We’ve all been there — seeing the red flag, feeling the knot in our stomach, telling ourselves “this doesn’t feel right”…And yet, we stay.

But ignoring red flags isn’t a sign that you’re weak, desperate, or unaware. It’s a sign that your nervous system is repeating what it learned long ago, choosing patterns that feel emotionally familiar rather than safe or healthy.

Here’s why this happens — and why you’re not alone.

1. Red Flags Don’t Look Like Red Flags When They Feel Familiar

If chaos, inconsistency, emotional distance, or unpredictability were part of your early life, those dynamics can feel strangely comfortable as an adult.

Your nervous system recognizes the pattern, not the danger.

So instead of running, you lean in — not because you want dysfunction, but because your body says: “I know this. I understand this. I can survive this.”

Familiarity is powerful.

2. Hope Overrides What We See

People with anxious, fearful-avoidant, or trauma-based attachment patterns often lead with hope:

  • “Maybe they just need time.”

  • “Maybe it will get better.”

  • “Maybe I can love them the right way.”

Hope becomes a survival tool — one learned early, when love required effort, patience, or emotional caretaking.

The problem? Hope without reality becomes self-betrayal.

3. We Believe We Can “Fix” the Relationship

If you grew up learning that you had to earn love — by being helpful, quiet, available, understanding, forgiving — then fixing becomes your emotional default.

You don’t see a red flag. You see a challenge.

You see potential. You see someone who “just needs the right love.”

But here’s the truth: You cannot heal someone by abandoning yourself.

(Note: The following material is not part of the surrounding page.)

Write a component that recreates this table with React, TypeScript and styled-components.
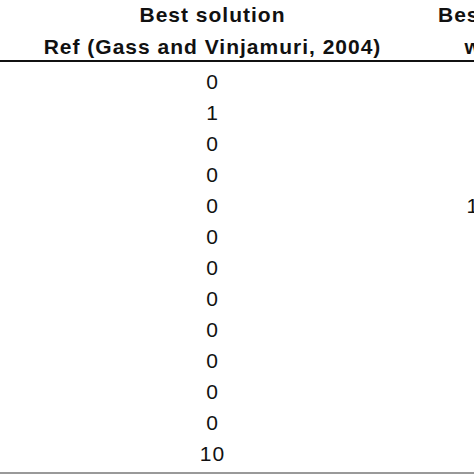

4. We Confuse Intensity with Connection

Red flag relationships often create emotional highs and lows:

  • intense chemistry

  • deep conversations too early

  • fast attachment

  • inconsistencies that keep you on edge

To a nervous system used to emotional instability, that rollercoaster feels like love — even though it’s dysregulation.

Real love is steady. Trauma bonds are not.

5. We Don’t Trust Ourselves Yet

Ignoring red flags often means:

  • You doubt your intuition

  • You question your worth

  • You fear being alone

  • You’re used to second-guessing your feelings

No one talks about this part: When you’ve spent years surviving your emotions, trusting them can feel terrifying.

6. We Want the Story to End Differently

Sometimes, it isn’t the person we’re attached to. It’s the story.

We want to rewrite an old wound. We want to prove that this time, love won’t hurt. We want to show ourselves that we can finally “win” the affection we never received.

But repeating the past never heals it.

Choosing different does.

So Why Do We Really Ignore Red Flags?

Because old emotional patterns feel louder than new wisdom.

Because your body remembers the past more strongly than your mind does.

Because healing is a journey — not a snap decision.

And you’re not failing. You’re awakening.

You Deserve a Love You Don’t Have to Fight For

A love that doesn’t confuse you. A love you don’t have to earn.

A love that meets you with the same emotional depth you offer.

And as you heal your attachment patterns, the red flags won’t tempt you anymore — they’ll reveal themselves clearly, and you’ll walk away without guilt, noise, or self-doubt.

The work you’re doing now is already rewriting your story.